*GIVEN MATERIAL*.
[START]

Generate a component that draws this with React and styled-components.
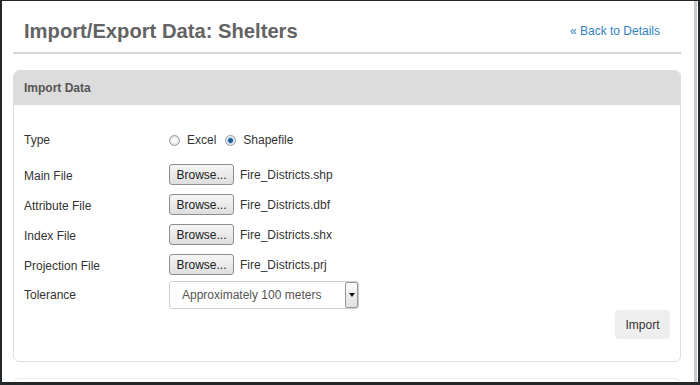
import React from 'react';
import styled, { createGlobalStyle } from 'styled-components';

const GlobalStyle = createGlobalStyle`
  html, body {
    margin: 0;
    padding: 0;
    background: #fff;
  }
  body {
    font-family: "Liberation Sans", Arial, sans-serif;
    font-size: 12px;
    color: #333;
  }
`;

const Frame = styled.div`
  width: 700px;
  height: 385px;
  box-sizing: border-box;
  border-style: solid;
  border-color: #23272a;
  border-width: 1px 2px 3px 2px;
  display: flex;
  overflow: hidden;
`;

const Content = styled.div`
  flex: 1;
  padding: 0 13px 0 11px;
  min-width: 0;
`;

const ScrollEdge = styled.div`
  width: 3px;
  background: #cacaca;
  margin-right: 1px;
`;

const PageHeader = styled.div`
  height: 51px;
  display: flex;
  align-items: center;
  justify-content: space-between;
  padding: 0 21px 0 11px;
  border-bottom: 2px solid #d6d6d6;
`;

const Title = styled.h1`
  margin: 0;
  font-size: 20.2px;
  font-weight: bold;
  color: #636363;
  padding-top: 10px;
`;

const BackLink = styled.a`
  font-size: 12px;
  color: #2f7fc1;
  text-decoration: none;
  padding-top: 9px;
`;

const Panel = styled.div`
  margin-top: 16px;
  border: 1px solid #dedede;
  border-radius: 6px;
  overflow: hidden;
  height: 292px;
  box-sizing: border-box;
`;

const NextPanel = styled(Panel)`
  margin-top: 16px;
  border-color: #ececec;
`;

const PanelHeader = styled.div`
  height: 34px;
  background: #dcdcdc;
  display: flex;
  align-items: center;
  padding-left: 10px;
  font-weight: bold;
  font-size: 12px;
  color: #555;
`;

const PanelBody = styled.div`
  padding: 25px 10px 0 10px;
`;

const Row = styled.div`
  display: grid;
  grid-template-columns: 145px 1fr;
  align-items: center;
  height: ${p => p.$h}px;
  margin-bottom: ${p => p.$gap}px;
`;

const Label = styled.div`
  font-size: 12px;
  color: #333;
  padding-top: ${p => p.$pt ?? 2}px;
`;

const Controls = styled.div`
  display: flex;
  align-items: center;
`;

const RadioItem = styled.label`
  display: flex;
  align-items: center;
  margin-right: 9px;
  font-size: 12px;
  color: #333;
`;

const RadioDot = styled.span`
  width: 9px;
  height: 9px;
  border-radius: 50%;
  border: 1px solid #9a9a9a;
  background: ${p => p.$on
    ? 'radial-gradient(circle, #1d5d9a 0 2px, #7fb0d9 2.5px, #e8eef3 3.5px)'
    : 'radial-gradient(circle, #fafafa 0 2px, #dcdcdc 5px)'};
  margin-right: 7px;
`;

const BrowseButton = styled.button`
  width: 65px;
  height: 21px;
  padding: 0;
  font-family: inherit;
  font-size: 12px;
  color: #222;
  border: 1px solid #8e8e8e;
  border-radius: 3px;
  background: linear-gradient(#f6f6f6, #dedede);
  margin-right: 6px;
`;

const FileName = styled.span`
  font-size: 12px;
  color: #333;
`;

const SelectBox = styled.div`
  width: 190px;
  height: 28px;
  box-sizing: border-box;
  border: 1px solid #cfcfcf;
  border-radius: 3px;
  display: flex;
  align-items: center;
  justify-content: space-between;
  padding-left: 12px;
  font-size: 12px;
  color: #555;
`;

const DropArrow = styled.span`
  width: 13px;
  height: 26px;
  box-sizing: border-box;
  border: 1px solid #999;
  border-radius: 2px;
  background: linear-gradient(#fbfbfb, #e0e0e0);
  display: flex;
  align-items: center;
  justify-content: center;
  &::after {
    content: '';
    border-left: 3px solid transparent;
    border-right: 3px solid transparent;
    border-top: 4px solid #111;
  }
`;

const Actions = styled.div`
  display: flex;
  justify-content: flex-end;
  margin-top: 1px;
`;

const ImportButton = styled.button`
  width: 55px;
  height: 29px;
  border: none;
  border-radius: 4px;
  background: #eeeeee;
  font-family: inherit;
  font-size: 12px;
  color: #333;
  padding: 0;
`;

const files = [
  ['Main File', 'Fire_Districts.shp'],
  ['Attribute File', 'Fire_Districts.dbf'],
  ['Index File', 'Fire_Districts.shx'],
  ['Projection File', 'Fire_Districts.prj'],
];

export default function App() {
  return (
    <>
      <GlobalStyle />
      <Frame>
        <Content>
          <PageHeader>
            <Title>Import/Export Data: Shelters</Title>
            <BackLink href="#">« Back to Details</BackLink>
          </PageHeader>
          <Panel>
            <PanelHeader>Import Data</PanelHeader>
            <PanelBody>
              <Row $h={20} $gap={14}>
                <Label $pt={0}>Type</Label>
                <Controls>
                  <RadioItem><RadioDot />Excel</RadioItem>
                  <RadioItem><RadioDot $on />Shapefile</RadioItem>
                </Controls>
              </Row>
              {files.map(([label, name]) => (
                <Row key={label} $h={21} $gap={9}>
                  <Label>{label}</Label>
                  <Controls>
                    <BrowseButton>Browse...</BrowseButton>
                    <FileName>{name}</FileName>
                  </Controls>
                </Row>
              ))}
              <Row $h={28} $gap={0} style={{ marginTop: -3 }}>
                <Label $pt={0}>Tolerance</Label>
                <Controls>
                  <SelectBox>
                    Approximately 100 meters
                    <DropArrow />
                  </SelectBox>
                </Controls>
              </Row>
              <Actions>
                <ImportButton>Import</ImportButton>
              </Actions>
            </PanelBody>
          </Panel>
          <NextPanel />
        </Content>
        <ScrollEdge />
      </Frame>
    </>
  );
}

[END]

*BRIEF*. Word for word, quote the lines above. Omit the pictures.

*ANSWER TO THIS TASK*.
Generate a component that draws this with React and styled-components.
import React from 'react';
import styled, { createGlobalStyle } from 'styled-components';

const GlobalStyle = createGlobalStyle`
  html, body {
    margin: 0;
    padding: 0;
    background: #fff;
  }
  body {
    font-family: "Liberation Sans", Arial, sans-serif;
    font-size: 12px;
    color: #333;
  }
`;

const Frame = styled.div`
  width: 700px;
  height: 385px;
  box-sizing: border-box;
  border-style: solid;
  border-color: #23272a;
  border-width: 1px 2px 3px 2px;
  display: flex;
  overflow: hidden;
`;

const Content = styled.div`
  flex: 1;
  padding: 0 13px 0 11px;
  min-width: 0;
`;

const ScrollEdge = styled.div`
  width: 3px;
  background: #cacaca;
  margin-right: 1px;
`;

const PageHeader = styled.div`
  height: 51px;
  display: flex;
  align-items: center;
  justify-content: space-between;
  padding: 0 21px 0 11px;
  border-bottom: 2px solid #d6d6d6;
`;

const Title = styled.h1`
  margin: 0;
  font-size: 20.2px;
  font-weight: bold;
  color: #636363;
  padding-top: 10px;
`;

const BackLink = styled.a`
  font-size: 12px;
  color: #2f7fc1;
  text-decoration: none;
  padding-top: 9px;
`;

const Panel = styled.div`
  margin-top: 16px;
  border: 1px solid #dedede;
  border-radius: 6px;
  overflow: hidden;
  height: 292px;
  box-sizing: border-box;
`;

const NextPanel = styled(Panel)`
  margin-top: 16px;
  border-color: #ececec;
`;

const PanelHeader = styled.div`
  height: 34px;
  background: #dcdcdc;
  display: flex;
  align-items: center;
  padding-left: 10px;
  font-weight: bold;
  font-size: 12px;
  color: #555;
`;

const PanelBody = styled.div`
  padding: 25px 10px 0 10px;
`;

const Row = styled.div`
  display: grid;
  grid-template-columns: 145px 1fr;
  align-items: center;
  height: ${p => p.$h}px;
  margin-bottom: ${p => p.$gap}px;
`;

const Label = styled.div`
  font-size: 12px;
  color: #333;
  padding-top: ${p => p.$pt ?? 2}px;
`;

const Controls = styled.div`
  display: flex;
  align-items: center;
`;

const RadioItem = styled.label`
  display: flex;
  align-items: center;
  margin-right: 9px;
  font-size: 12px;
  color: #333;
`;

const RadioDot = styled.span`
  width: 9px;
  height: 9px;
  border-radius: 50%;
  border: 1px solid #9a9a9a;
  background: ${p => p.$on
    ? 'radial-gradient(circle, #1d5d9a 0 2px, #7fb0d9 2.5px, #e8eef3 3.5px)'
    : 'radial-gradient(circle, #fafafa 0 2px, #dcdcdc 5px)'};
  margin-right: 7px;
`;

const BrowseButton = styled.button`
  width: 65px;
  height: 21px;
  padding: 0;
  font-family: inherit;
  font-size: 12px;
  color: #222;
  border: 1px solid #8e8e8e;
  border-radius: 3px;
  background: linear-gradient(#f6f6f6, #dedede);
  margin-right: 6px;
`;

const FileName = styled.span`
  font-size: 12px;
  color: #333;
`;

const SelectBox = styled.div`
  width: 190px;
  height: 28px;
  box-sizing: border-box;
  border: 1px solid #cfcfcf;
  border-radius: 3px;
  display: flex;
  align-items: center;
  justify-content: space-between;
  padding-left: 12px;
  font-size: 12px;
  color: #555;
`;

const DropArrow = styled.span`
  width: 13px;
  height: 26px;
  box-sizing: border-box;
  border: 1px solid #999;
  border-radius: 2px;
  background: linear-gradient(#fbfbfb, #e0e0e0);
  display: flex;
  align-items: center;
  justify-content: center;
  &::after {
    content: '';
    border-left: 3px solid transparent;
    border-right: 3px solid transparent;
    border-top: 4px solid #111;
  }
`;

const Actions = styled.div`
  display: flex;
  justify-content: flex-end;
  margin-top: 1px;
`;

const ImportButton = styled.button`
  width: 55px;
  height: 29px;
  border: none;
  border-radius: 4px;
  background: #eeeeee;
  font-family: inherit;
  font-size: 12px;
  color: #333;
  padding: 0;
`;

const files = [
  ['Main File', 'Fire_Districts.shp'],
  ['Attribute File', 'Fire_Districts.dbf'],
  ['Index File', 'Fire_Districts.shx'],
  ['Projection File', 'Fire_Districts.prj'],
];

export default function App() {
  return (
    <>
      <GlobalStyle />
      <Frame>
        <Content>
          <PageHeader>
            <Title>Import/Export Data: Shelters</Title>
            <BackLink href="#">« Back to Details</BackLink>
          </PageHeader>
          <Panel>
            <PanelHeader>Import Data</PanelHeader>
            <PanelBody>
              <Row $h={20} $gap={14}>
                <Label $pt={0}>Type</Label>
                <Controls>
                  <RadioItem><RadioDot />Excel</RadioItem>
                  <RadioItem><RadioDot $on />Shapefile</RadioItem>
                </Controls>
              </Row>
              {files.map(([label, name]) => (
                <Row key={label} $h={21} $gap={9}>
                  <Label>{label}</Label>
                  <Controls>
                    <BrowseButton>Browse...</BrowseButton>
                    <FileName>{name}</FileName>
                  </Controls>
                </Row>
              ))}
              <Row $h={28} $gap={0} style={{ marginTop: -3 }}>
                <Label $pt={0}>Tolerance</Label>
                <Controls>
                  <SelectBox>
                    Approximately 100 meters
                    <DropArrow />
                  </SelectBox>
                </Controls>
              </Row>
              <Actions>
                <ImportButton>Import</ImportButton>
              </Actions>
            </PanelBody>
          </Panel>
          <NextPanel />
        </Content>
        <ScrollEdge />
      </Frame>
    </>
  );
}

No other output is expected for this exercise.